▶ _TASK INSTRUCTIONS_
Write out the listing below in full and exactly, leaving out every picture.

Records with interface code:
--- begin ---
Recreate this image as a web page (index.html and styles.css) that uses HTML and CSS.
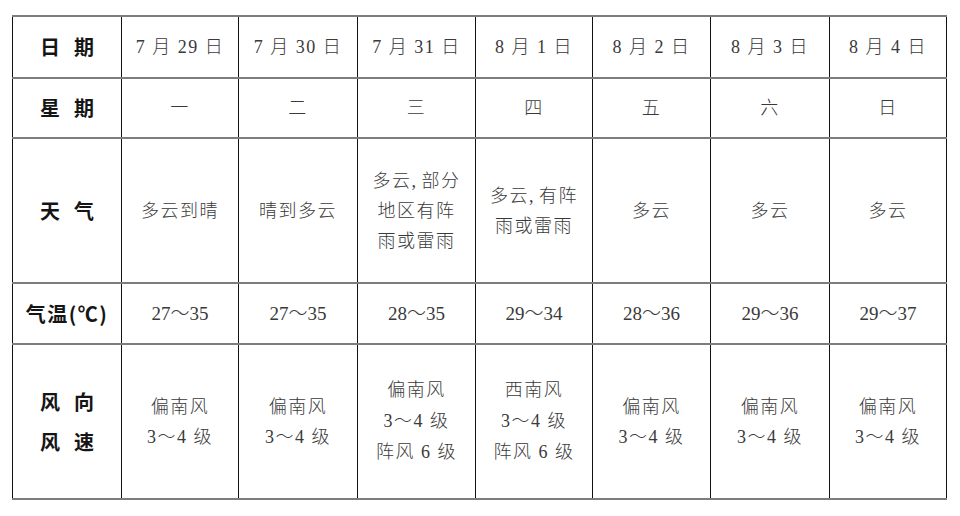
FILE: index.html
```html
<!DOCTYPE html>
<html lang="zh-CN">
<head>
<meta charset="utf-8">
<title>天气预报</title>
<link rel="stylesheet" href="styles.css">
</head>
<body>
<table class="forecast">
  <colgroup>
    <col class="c-label">
    <col class="c-117"><col class="c-119"><col class="c-118"><col class="c-117"><col class="c-118"><col class="c-119"><col class="c-117">
  </colgroup>
  <tr class="r-date">
    <th>日<span class="gap"></span>期</th>
    <td>7&nbsp;月&nbsp;29&nbsp;日</td>
    <td>7&nbsp;月&nbsp;30&nbsp;日</td>
    <td>7&nbsp;月&nbsp;31&nbsp;日</td>
    <td>8&nbsp;月&nbsp;1&nbsp;日</td>
    <td>8&nbsp;月&nbsp;2&nbsp;日</td>
    <td>8&nbsp;月&nbsp;3&nbsp;日</td>
    <td>8&nbsp;月&nbsp;4&nbsp;日</td>
  </tr>
  <tr class="r-week">
    <th>星<span class="gap"></span>期</th>
    <td>一</td><td>二</td><td>三</td><td>四</td><td>五</td><td>六</td><td>日</td>
  </tr>
  <tr class="r-weather">
    <th>天<span class="gap"></span>气</th>
    <td>多云到晴</td>
    <td>晴到多云</td>
    <td>多云<span class="comma">,</span>部分<br>地区有阵<br>雨或雷雨</td>
    <td>多云<span class="comma">,</span>有阵<br>雨或雷雨</td>
    <td>多云</td>
    <td>多云</td>
    <td>多云</td>
  </tr>
  <tr class="r-temp">
    <th class="temp-label">气温(℃)</th>
    <td>27～35</td><td>27～35</td><td>28～35</td><td>29～34</td><td>28～36</td><td>29～36</td><td>29～37</td>
  </tr>
  <tr class="r-wind">
    <th>风<span class="gap"></span>向<br>风<span class="gap"></span>速</th>
    <td>偏南风<br>3～4&nbsp;级</td>
    <td>偏南风<br>3～4&nbsp;级</td>
    <td class="three">偏南风<br>3～4&nbsp;级<br>阵风&nbsp;6&nbsp;级</td>
    <td class="three">西南风<br>3～4&nbsp;级<br>阵风&nbsp;6&nbsp;级</td>
    <td>偏南风<br>3～4&nbsp;级</td>
    <td>偏南风<br>3～4&nbsp;级</td>
    <td>偏南风<br>3～4&nbsp;级</td>
  </tr>
</table>
</body>
</html>
```
FILE: styles.css
```css
html, body {
  margin: 0;
  padding: 0;
  background: #ffffff;
}
body {
  padding: 15px 0 0 12px;
}
.forecast {
  border-collapse: collapse;
  table-layout: fixed;
  width: 934px;
}
.c-label { width: 109px; }
.c-117 { width: 117px; }
.c-118 { width: 118px; }
.c-119 { width: 119px; }

.forecast th,
.forecast td {
  border-left: 1px solid #111111;
  border-right: 1px solid #111111;
  border-top: 2px solid #7d7d7d;
  border-bottom: 2px solid #7d7d7d;
  padding: 0;
  text-align: center;
  vertical-align: middle;
}
.forecast th {
  font-family: "Noto Sans CJK SC", sans-serif;
  font-weight: 700;
  font-size: 20px;
  color: #151515;
  line-height: 40px;
}
.gap {
  display: inline-block;
  width: 14px;
}
.temp-label {
  letter-spacing: 1.5px;
}
.forecast td {
  font-family: "Liberation Serif", "Noto Sans CJK SC", serif;
  font-weight: 300;
  font-size: 18px;
  letter-spacing: 1.5px;
  color: #3a3a3a;
  line-height: 30px;
}
.r-date { height: 62px; }
.r-week { height: 60px; }
.r-weather { height: 145px; }
.r-temp { height: 61px; }
.r-wind { height: 155px; }

.r-temp td {
  font-size: 19px;
  letter-spacing: 0;
}
.r-wind td.three {
  line-height: 31px;
}
.comma {
  font-family: "Liberation Serif", serif;
  margin-right: 4px;
}
```
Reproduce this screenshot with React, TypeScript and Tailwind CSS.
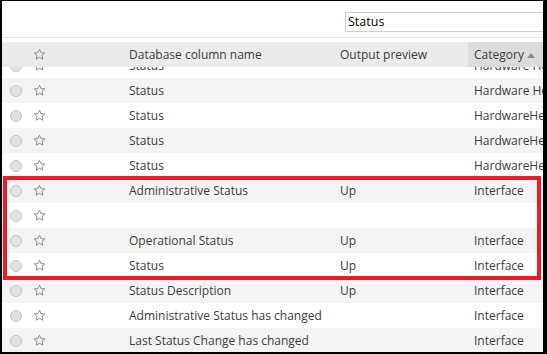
--- end ---
▶ _WRITTEN ANSWER_
Recreate this image as a web page (index.html and styles.css) that uses HTML and CSS.
FILE: index.html
```html
<!DOCTYPE html>
<html lang="zh-CN">
<head>
<meta charset="utf-8">
<title>天气预报</title>
<link rel="stylesheet" href="styles.css">
</head>
<body>
<table class="forecast">
  <colgroup>
    <col class="c-label">
    <col class="c-117"><col class="c-119"><col class="c-118"><col class="c-117"><col class="c-118"><col class="c-119"><col class="c-117">
  </colgroup>
  <tr class="r-date">
    <th>日<span class="gap"></span>期</th>
    <td>7&nbsp;月&nbsp;29&nbsp;日</td>
    <td>7&nbsp;月&nbsp;30&nbsp;日</td>
    <td>7&nbsp;月&nbsp;31&nbsp;日</td>
    <td>8&nbsp;月&nbsp;1&nbsp;日</td>
    <td>8&nbsp;月&nbsp;2&nbsp;日</td>
    <td>8&nbsp;月&nbsp;3&nbsp;日</td>
    <td>8&nbsp;月&nbsp;4&nbsp;日</td>
  </tr>
  <tr class="r-week">
    <th>星<span class="gap"></span>期</th>
    <td>一</td><td>二</td><td>三</td><td>四</td><td>五</td><td>六</td><td>日</td>
  </tr>
  <tr class="r-weather">
    <th>天<span class="gap"></span>气</th>
    <td>多云到晴</td>
    <td>晴到多云</td>
    <td>多云<span class="comma">,</span>部分<br>地区有阵<br>雨或雷雨</td>
    <td>多云<span class="comma">,</span>有阵<br>雨或雷雨</td>
    <td>多云</td>
    <td>多云</td>
    <td>多云</td>
  </tr>
  <tr class="r-temp">
    <th class="temp-label">气温(℃)</th>
    <td>27～35</td><td>27～35</td><td>28～35</td><td>29～34</td><td>28～36</td><td>29～36</td><td>29～37</td>
  </tr>
  <tr class="r-wind">
    <th>风<span class="gap"></span>向<br>风<span class="gap"></span>速</th>
    <td>偏南风<br>3～4&nbsp;级</td>
    <td>偏南风<br>3～4&nbsp;级</td>
    <td class="three">偏南风<br>3～4&nbsp;级<br>阵风&nbsp;6&nbsp;级</td>
    <td class="three">西南风<br>3～4&nbsp;级<br>阵风&nbsp;6&nbsp;级</td>
    <td>偏南风<br>3～4&nbsp;级</td>
    <td>偏南风<br>3～4&nbsp;级</td>
    <td>偏南风<br>3～4&nbsp;级</td>
  </tr>
</table>
</body>
</html>
```
FILE: styles.css
```css
html, body {
  margin: 0;
  padding: 0;
  background: #ffffff;
}
body {
  padding: 15px 0 0 12px;
}
.forecast {
  border-collapse: collapse;
  table-layout: fixed;
  width: 934px;
}
.c-label { width: 109px; }
.c-117 { width: 117px; }
.c-118 { width: 118px; }
.c-119 { width: 119px; }

.forecast th,
.forecast td {
  border-left: 1px solid #111111;
  border-right: 1px solid #111111;
  border-top: 2px solid #7d7d7d;
  border-bottom: 2px solid #7d7d7d;
  padding: 0;
  text-align: center;
  vertical-align: middle;
}
.forecast th {
  font-family: "Noto Sans CJK SC", sans-serif;
  font-weight: 700;
  font-size: 20px;
  color: #151515;
  line-height: 40px;
}
.gap {
  display: inline-block;
  width: 14px;
}
.temp-label {
  letter-spacing: 1.5px;
}
.forecast td {
  font-family: "Liberation Serif", "Noto Sans CJK SC", serif;
  font-weight: 300;
  font-size: 18px;
  letter-spacing: 1.5px;
  color: #3a3a3a;
  line-height: 30px;
}
.r-date { height: 62px; }
.r-week { height: 60px; }
.r-weather { height: 145px; }
.r-temp { height: 61px; }
.r-wind { height: 155px; }

.r-temp td {
  font-size: 19px;
  letter-spacing: 0;
}
.r-wind td.three {
  line-height: 31px;
}
.comma {
  font-family: "Liberation Serif", serif;
  margin-right: 4px;
}
```
Reproduce this screenshot with React, TypeScript and Tailwind CSS.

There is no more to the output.